Is Rosetta Stone for Mandarin Chinese a Good Learning Tool?

A complete review of Rosetta Stone Mandarin Chinese, including a look at the table of contents and lesson plans. I cover highlights and shortcomings in this post. Thank you to Rosetta Stone for sponsoring this post.

Rosetta-Stone-Mandarin-Chinese-Review

Rosetta Stone Coupon Code

Rosetta Stone offers free online demos on their website. Currently, they're having a summer sale where if you purchase a 24 month Rosetta Stone subscription and get $80 off! All other subscriptions are discounted as well

Click here to redeem. Expires 11/17/17

 

 

Is Rosetta Stone for Mandarin a Good Learning Tool?

 

One of the things that amazes the most when I travel is the ease with which the rest of the world is multi-lingual while Americans can get away with relying on just one common tongue. I love learning languages – yet despite studying three languages throughout elementary, grade school and college, I can’t convincingly say that I’m fluent in anything but English.

Perhaps the biggest regret is not fully mastering Chinese. I grew up in a Mandarin Chinese speaking household and attended Chinese school once a week, every week from elementary school up to high school. At the end of each school year, they ranked each student and every year (except one) I won first place, taking home a giant trophy to boot. The irony is that there were better, more fluent students in the class. I just happened to work hard and have an excellent memory, as the difficulty with Mandarin is that it’s a character based language where memorization of at least a couple thousand characters is required.
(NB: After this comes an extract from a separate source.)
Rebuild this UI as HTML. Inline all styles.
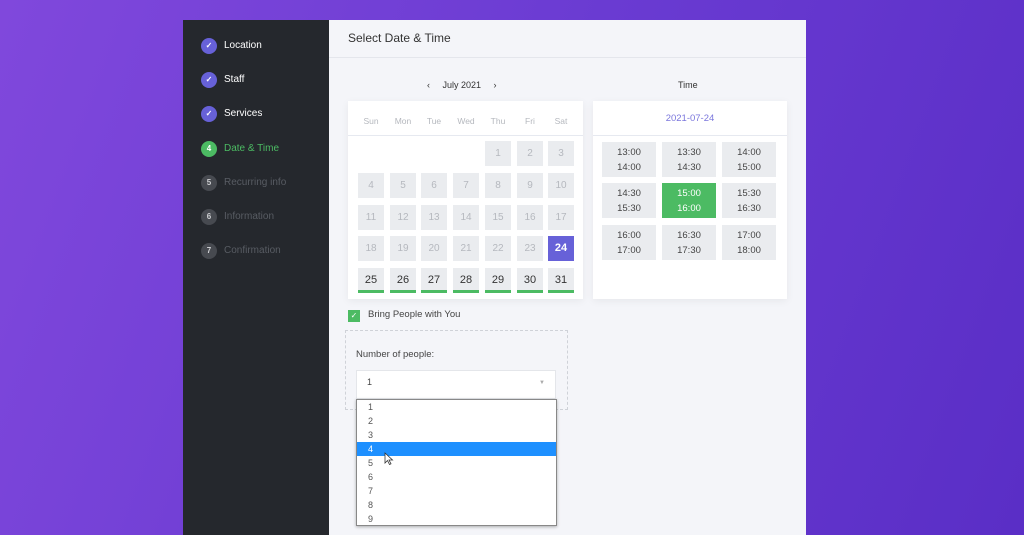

Over time, with disuse, I can barely remember how to write certain words. I can speak at a basic level (say, ordering food from a restaurant or giving directions to a taxi driver) and know standard grammar syntax but reading from a restaurant menu? Tough. Having a full-on conversation without peppering in a word of English (or two)? Not quite there.

I decided that a refresher course was in order and opted to take Rosetta Stone. It’s one of the most popular language courses on the market and I liked that they had a mobile app to make learning easy for on-the-go. This is the first time I’ve taken a Rosetta Course, ever, so I was curious as to how it would hold up!

Keep reading for my review of Rosetta Stone Mandarin Chinese!

 



Rosetta-Stone-Mandarin-Chinese-Review
Rosetta-Stone-Mandarin-Chinese-Review

 

Rosetta Stone Mandarin Chinese Review

 

 

My review is primarily for the Rosetta Stone mobile app (although the lessons automatically sync across all of your devices, so you’re able to access it on desktop as well). I thought the easiest way to organize the review would be to answer some commonly asked questions. Here goes!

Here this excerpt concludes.